Jessica Tata was charged with felony murder after four children died in a fire at her home day care. On Tuesday, a Texas jury found her guilty.

The fire happened in February 2011 while Tata was out shopping. She left seven children in her home, unsupervised, and also left a pan of oil heating on the stove, the Associated Press reports. The oil ignited and sparked a fire that killed four of the children and injured the others.

Tata's attorney argued that she didn't intend to harm the children. But that wasn't really a defense in this case since her intent wasn't important.

Tata was charged with felony murder for the death of 16-month-old Elias Castillo. In Texas, as in other states with this rule, felony murder focuses more on the felony than the murder.
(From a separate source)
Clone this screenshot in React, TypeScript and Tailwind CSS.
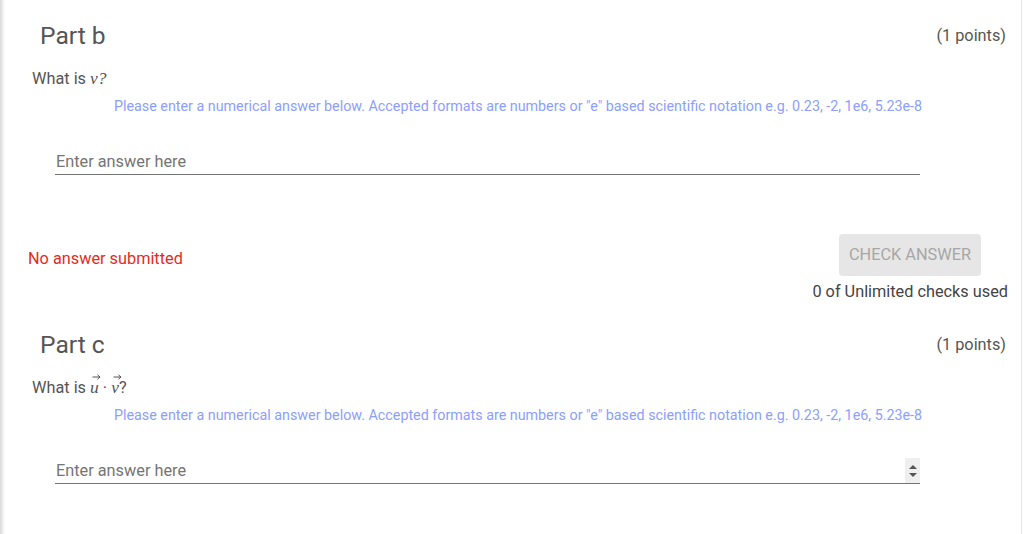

Laws about felony murder are designed to punish people who commit an inherently dangerous felony and as a result of that felony, someone dies. Felony murder punishes people regardless of their intent to kill; the only relevant issue is the intent to commit the underlying felony.

In Jessica Tata's case, not only is child abandonment a felony in Texas, but it is also considered inherently dangerous because it places a child in danger.

The sentencing phase of Tata's trial began on Tuesday, and she could spend the rest of her life in prison, according to Houston's KHOU-TV.

Tata has also been charged with three other counts of felony murder, three counts of abandoning a child and two counts of reckless injury to a child. But with Tuesday's conviction, it's not clear if prosecutors will take those cases to trial, KHOU reports.